The NY Times is reporting that Long Island art dealer Glafira Rosales has plead guilty to wire fraud, tax evasion and money laundering. Rosales was the supplier of forged artworks to the Knoedler Gallery which sold the works totaling nearly $80 million.
Ann Freedman, Knoedler former president who bought many of the paintings from Rosales and sold them though the gallery is being sued in civil court, but her attorney said as of know there is no indication of criminal charges being filed.
The NY Times reports
Source: The NY TimesThe Long Island dealer at the center of an $80 million art forgery scheme that duped dozens of experts and buyers pleaded guilty on Monday to charges of wire fraud, money laundering and tax evasion.
The dealer, Glafira Rosales, is the only person who has been indicted in connection with the fraud, which passed off fake paintings as the work of Modernist masters. But she is cooperating with federal prosecutors, who have said that they expect further arrests.
What has particularly fascinated the art world is that the scores of paintings and drawings successfully presented as newly discovered works by some of the 20th century’s greatest artists were actually produced by a single man: an immigrant from China who painted out of his home and garage in Woodhaven, Queens.
Ms. Rosales, wearing a charcoal pinstripe jacket and speaking in a halting, barely audible voice, acknowledged to Judge Katherine P. Failla in United States District Court in Manhattan that she had promoted paintings as the work of Mark Rothko, Jackson Pollock and Robert Motherwell that “were, in fact, fakes created by an individual in Queens.”
Investigators have said that 40 of the counterfeits were sold through Knoedler & Company, a venerable Upper East Side gallery that abruptly closed in November 2011 after being in business for more than 165 years. At least 23 other fakes were sold through a second Manhattan dealer, Julian Weissman. Ms. Rosales earned $33.2 million, while the galleries received more than $47 million in total, according to a statement issued by the Manhattan United States attorney, Preet Bharara.
Knoedler; Ann Freedman, its former president; and Mr. Weissman are being sued in civil court by various clients who bought art provided by Ms. Rosales; they have all said that they were convinced that the works were genuine, though they have acknowledged that Ms. Rosales did not provide them with documentation to establish the art’s provenance.

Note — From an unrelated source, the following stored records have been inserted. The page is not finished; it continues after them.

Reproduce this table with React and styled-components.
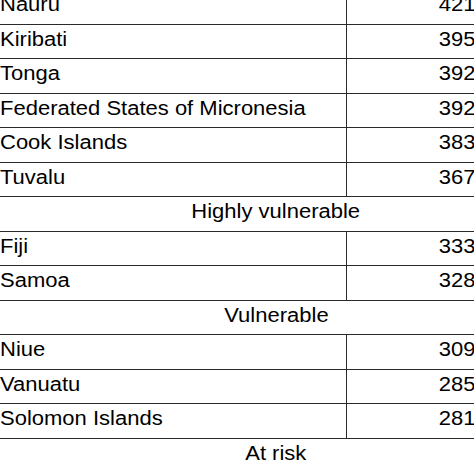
// App.jsx
// Pacific island vulnerability table (cropped view)

import styled, { createGlobalStyle } from "styled-components";

const GlobalStyle = createGlobalStyle`
    html, body {
        margin: 0;
        padding: 0;
        background: #ffffff;
    }
    body {
        font-family: "Liberation Sans", Arial, sans-serif;
        color: #000000;
    }
`;

const Frame = styled.div`
    width: 474px;
    height: 474px;
    overflow: hidden;
    background: #ffffff;
`;

const Table = styled.div`
    width: 476px;
    margin-top: -10px;
    display: flex;
    flex-direction: column;
`;

const Row = styled.div`
    display: grid;
    grid-template-columns: 346px 1fr;
    border-bottom: 1px solid #2a2a2a;
`;

const Cell = styled.div`
    height: 33.5px;
    line-height: 28px;
    font-size: 20px;
    white-space: nowrap;
    text-align: ${({ $num }) => ($num ? "right" : "left")};
    padding-right: ${({ $num }) => ($num ? "1px" : "0")};
    border-left: ${({ $num }) => ($num ? "1px solid #2a2a2a" : "none")};
`;

const Category = styled.div`
    height: 33.5px;
    line-height: 28px;
    font-size: 20px;
    text-align: center;
    padding-left: 76px;
    border-bottom: ${({ $last }) => ($last ? "none" : "1px solid #2a2a2a")};
`;

// glyphs in the source are drawn a little wider than the font
const Label = styled.span`
    display: inline-block;
    transform: scaleX(1.1);
    transform-origin: ${({ $origin }) => $origin || "left"} center;
`;

const groups = [
    {
        rows: [
            ["Nauru", 421],
            ["Kiribati", 395],
            ["Tonga", 392],
            ["Federated States of Micronesia", 392],
            ["Cook Islands", 383],
            ["Tuvalu", 367],
        ],
        title: "Highly vulnerable",
    },
    {
        rows: [
            ["Fiji", 333],
            ["Samoa", 328],
        ],
        title: "Vulnerable",
    },
    {
        rows: [
            ["Niue", 309],
            ["Vanuatu", 285],
            ["Solomon Islands", 281],
        ],
        title: "At risk",
    },
];

const App = () => {
    return (
        <>
            <GlobalStyle />
            <Frame>
                <Table>
                    {groups.map((group, i) => (
                        <div key={group.title}>
                            {group.rows.map(([name, score]) => (
                                <Row key={name}>
                                    <Cell>
                                        <Label>{name}</Label>
                                    </Cell>
                                    <Cell $num>
                                        <Label $origin="right">{score}</Label>
                                    </Cell>
                                </Row>
                            ))}
                            <Category $last={i === groups.length - 1}>
                                <Label $origin="center">{group.title}</Label>
                            </Category>
                        </div>
                    ))}
                </Table>
            </Frame>
        </>
    );
};

export default App;
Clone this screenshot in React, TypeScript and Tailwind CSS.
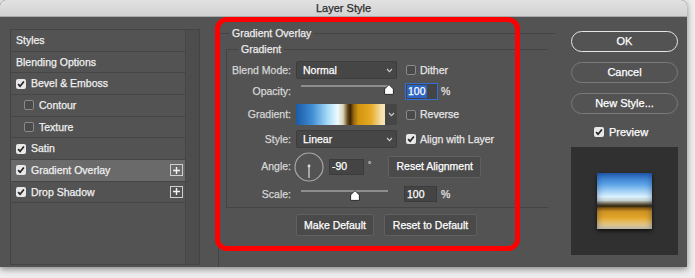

In court, Ms. Rosales, who had been arrested in May, dabbed at her eyes with a tissue after she detailed her role in the fraud and listened to the judge explain that she could owe up to $81 million in restitution and have to forfeit her home in Sands Point, N.Y.; her art collection; and her bank accounts. She also faces a maximum sentence of 99 years in prison, although her recommended sentence under federal sentencing guidelines is likely to be far less.
Ms. Rosales’s co-conspirators are not named in the indictment. But people familiar with the case have identified the painter as Pei-Shen Qian, 73, a Chinese immigrant who came to the United States in 1981 and attended classes at the Art Students League in New York. He was discovered in the 1980s by Ms. Rosales’s partner and former boyfriend, who was named in the government’s papers only as co-conspirator “CC-1,” but is identified in other court documents as Jose Carlos Bergantiños Diaz.
Both men were involved in marking the counterfeits with false signatures, according to the statement issued by Mr. Bharara’s office. The prosecutors said CC-1 had treated the works to give them “the false patina of age.”
Mr. Qian was paid as little as a few thousand dollars for each work.
Beginning in 1994, Ms. Rosales wove a story about these never-before-seen works, telling Knoedler and Mr. Weissman that the owner had inherited the works from his father and insisted on remaining anonymous.
Mr. Bergantiños Diaz and Mr. Qian are believed to be out of the country. Most of the profits garnered by Ms. Rosales through the sale of the fakes were funneled through a bank account in Spain controlled by Mr. Bergantiños Diaz’s brother, according to court papers.
Ms. Freedman’s lawyer, Nicholas A. Gravante Jr., said, “I have been assured in the strongest terms that nobody is contemplating filing any criminal charges against Ann Freedman.”